What is the number of lines containing the string "this"? Answer with the number only.
[START PROVIDED ENTRIES]
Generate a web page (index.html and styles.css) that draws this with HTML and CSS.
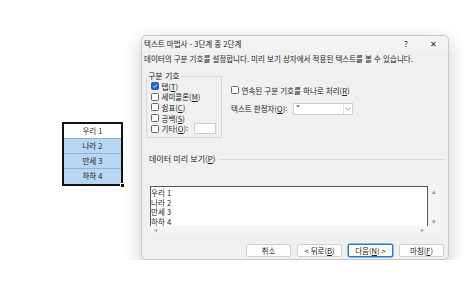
FILE: index.html
```html
<!DOCTYPE html>
<html lang="ko">
<head>
<meta charset="UTF-8">
<title>텍스트 마법사</title>
<link rel="stylesheet" href="styles.css">
</head>
<body>
<div class="page">
  <div class="sheet">
    <div class="cell">우리 1</div>
    <div class="cell sel">나라 2</div>
    <div class="cell sel">만세 3</div>
    <div class="cell sel">하하 4</div>
    <span class="handle"></span>
  </div>

  <div class="dialog">
    <div class="titlebar">
      <span class="title">텍스트 마법사 - 3단계 중 2단계</span>
      <span class="help">?</span>
      <span class="close">✕</span>
    </div>
    <div class="content">
      <p class="intro">데이터의 구분 기호를 설정합니다. 미리 보기 상자에서 적용된 텍스트를 볼 수 있습니다.</p>

      <div class="options">
        <fieldset class="delims">
          <legend>구분 기호</legend>
          <div class="check"><span class="box on"></span>탭(<u>T</u>)</div>
          <div class="check"><span class="box"></span>세미콜론(<u>M</u>)</div>
          <div class="check"><span class="box"></span>쉼표(<u>C</u>)</div>
          <div class="check"><span class="box"></span>공백(<u>S</u>)</div>
          <div class="check"><span class="box"></span>기타(<u>O</u>):<span class="other"></span></div>
        </fieldset>
        <div class="side">
          <div class="check"><span class="box"></span>연속된 구분 기호를 하나로 처리(<u>R</u>)</div>
          <div class="qualifier">
            <span>텍스트 한정자(<u>Q</u>):</span>
            <span class="combo"><span class="val">"</span><span class="arrow">
              <svg width="6" height="4" viewBox="0 0 6 4"><path d="M0.5 0.8 L3 3.2 L5.5 0.8" fill="none" stroke="#777" stroke-width="0.8"/></svg>
            </span></span>
          </div>
        </div>
      </div>

      <div class="preview-head"><span>데이터 미리 보기(<u>P</u>)</span><span class="rule"></span></div>

      <div class="preview">
        <div class="preview-main">
          <div class="preview-text">
            <div>우리 1</div>
            <div>나라 2</div>
            <div>만세 3</div>
            <div>하하 4</div>
          </div>
          <div class="hscroll"><span>◂</span><span>▸</span></div>
        </div>
        <div class="vscroll"><span>▴</span><span>▾</span></div>
      </div>

      <div class="buttons">
        <button>취소</button>
        <button>&lt; 뒤로(<u>B</u>)</button>
        <button class="default">다음(<u>N</u>) &gt;</button>
        <button>마침(<u>F</u>)</button>
      </div>
    </div>
  </div>
</div>
</body>
</html>
```

FILE: styles.css
```css
* {
  box-sizing: border-box;
}

body {
  margin: 0;
  background: #fff;
  font-family: "Noto Sans CJK KR", "Noto Sans", sans-serif;
  font-size: 7.5px;
  color: #222;
}

.page {
  display: flex;
  align-items: flex-start;
  padding: 35px 0 0 62px;
}

/* spreadsheet cells */
.sheet {
  position: relative;
  margin-top: 87px;
  margin-right: 18px;
  width: 61px;
  border: 2px solid #111;
}

.cell {
  height: 15px;
  line-height: 14px;
  text-align: center;
  font-size: 7.5px;
  border-bottom: 1px solid #8fb3d6;
  background: #fff;
}

.cell:last-of-type {
  border-bottom: none;
}

.cell.sel {
  background: #b7d6f2;
}

.handle {
  position: absolute;
  right: -4px;
  bottom: -4px;
  width: 5px;
  height: 5px;
  background: #111;
  border: 1px solid #fff;
}

/* dialog window */
.dialog {
  width: 308px;
  height: 225px;
  background: #f0f0f0;
  border: 1px solid #c9c9c9;
  border-radius: 5px;
  box-shadow: 0 6px 18px rgba(0, 0, 0, 0.22);
  display: flex;
  flex-direction: column;
}

.titlebar {
  height: 15px;
  display: flex;
  align-items: center;
  padding: 0 0 0 2px;
  background: #f3f3f3;
  border-radius: 5px 5px 0 0;
}

.title {
  flex: 1;
}

.help {
  width: 20px;
  margin-right: 7px;
  text-align: center;
  font-size: 8px;
}

.close {
  width: 20px;
  margin-right: 5px;
  text-align: center;
  font-size: 8px;
}

.content {
  flex: 1;
  padding: 0 4px 0 2px;
  display: flex;
  flex-direction: column;
}

.intro {
  margin: 3px 0 0;
  line-height: 10px;
  white-space: nowrap;
}

.options {
  display: flex;
  margin-top: 7px;
}

fieldset.delims {
  margin: 0 0 0 2px;
  padding: 0 0 0 4px;
  width: 76px;
  height: 67px;
  border: 1px solid #dadada;
  border-radius: 2px;
}

fieldset.delims legend {
  padding: 0 1px;
  margin-left: -4px;
  line-height: 10px;
  font-size: 8px;
}

.check {
  display: flex;
  align-items: center;
  height: 10.6px;
  white-space: nowrap;
}

.box {
  width: 8px;
  height: 8px;
  border: 1px solid #666;
  border-radius: 1.5px;
  background: #fff;
  margin-right: 2.5px;
  flex: none;
}

.box.on {
  background: #1a66c2 url("data:image/svg+xml,%3Csvg xmlns='http://www.w3.org/2000/svg' viewBox='0 0 8 8'%3E%3Cpath d='M1.6 4.2 L3.3 5.8 L6.4 2.3' fill='none' stroke='white' stroke-width='1.2'/%3E%3C/svg%3E") center / 100% no-repeat;
  border-color: #1a66c2;
}

.other {
  display: inline-block;
  width: 22px;
  height: 11px;
  margin-left: 6px;
  background: #fff;
  border: 1px solid #cfcfcf;
}

.side {
  margin-left: 9px;
  padding-top: 14px;
}

.qualifier {
  display: flex;
  align-items: center;
  margin-top: 7px;
}

.combo {
  display: flex;
  margin-left: 6px;
  width: 60px;
  height: 12px;
  background: #fff;
  border: 1px solid #cfcfcf;
}

.combo .val {
  flex: 1;
  padding-left: 2px;
  line-height: 10px;
}

.combo .arrow {
  width: 9px;
  display: flex;
  align-items: center;
  justify-content: center;
  border-left: 1px solid #e2e2e2;
}

/* preview */
.preview-head {
  display: flex;
  align-items: center;
  margin-top: 16px;
  padding-left: 5px;
  line-height: 10px;
  font-size: 8px;
}

.preview-head .rule {
  flex: 1;
  height: 1px;
  margin-left: 3px;
  background: #dcdcdc;
}

.preview {
  display: flex;
  margin: 22px 4px 0 6px;
  height: 48px;
}

.preview-main {
  flex: 1;
  display: flex;
  flex-direction: column;
}

.preview-text {
  flex: 1;
  background: #fff;
  border: 1px solid #555;
  border-bottom: none;
  padding-top: 1px;
  line-height: 9.6px;
  font-size: 7.5px;
}

.hscroll {
  height: 8px;
  display: flex;
  justify-content: space-between;
  padding: 0 4px;
  font-size: 6px;
  line-height: 8px;
  color: #999;
  background: #f4f4f4;
}

.vscroll {
  width: 12px;
  display: flex;
  flex-direction: column;
  justify-content: space-between;
  align-items: center;
  padding: 1px 0 9px;
  font-size: 7px;
  line-height: 8px;
  color: #999;
  background: #f4f4f4;
}

/* buttons */
.buttons {
  display: flex;
  justify-content: flex-end;
  gap: 6px;
  margin-top: 10px;
}

.buttons button {
  width: 45px;
  height: 13px;
  padding: 0;
  font-family: inherit;
  font-size: 7.5px;
  color: #222;
  background: #fdfdfd;
  border: 1px solid #d0d0d0;
  border-radius: 2px;
}

.buttons button.default {
  border-color: #2a79d0;
  box-shadow: inset 0 0 0 1px #fff, 0 0 0 0.5px #2a79d0;
}
```
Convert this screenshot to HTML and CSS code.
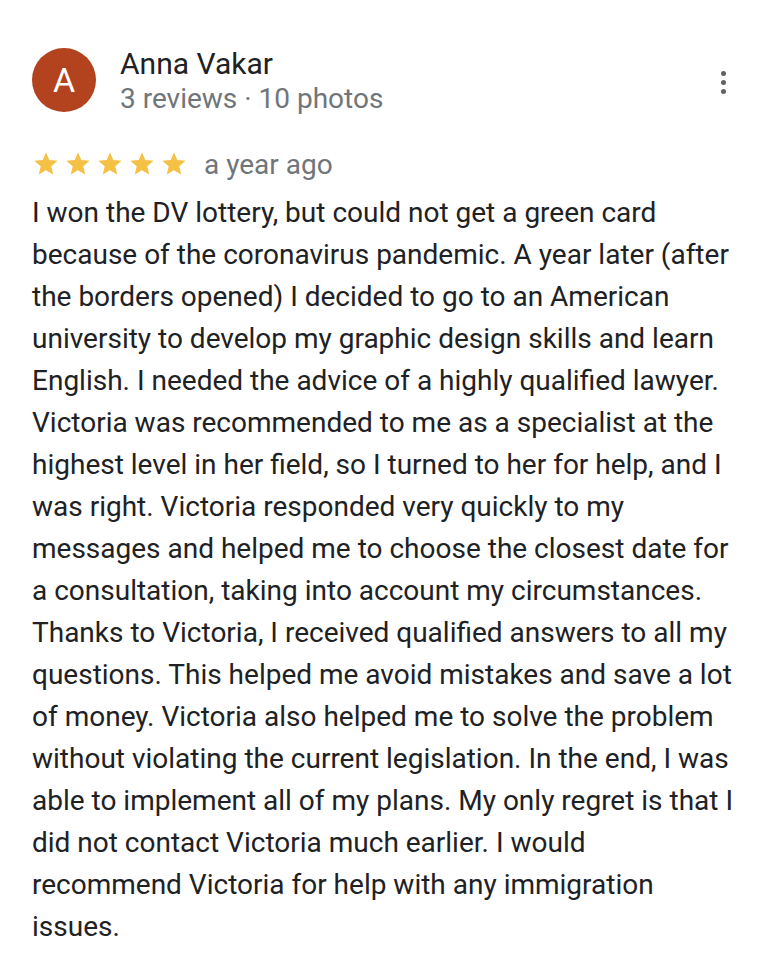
[END PROVIDED ENTRIES]
### RIGHT ANSWER
2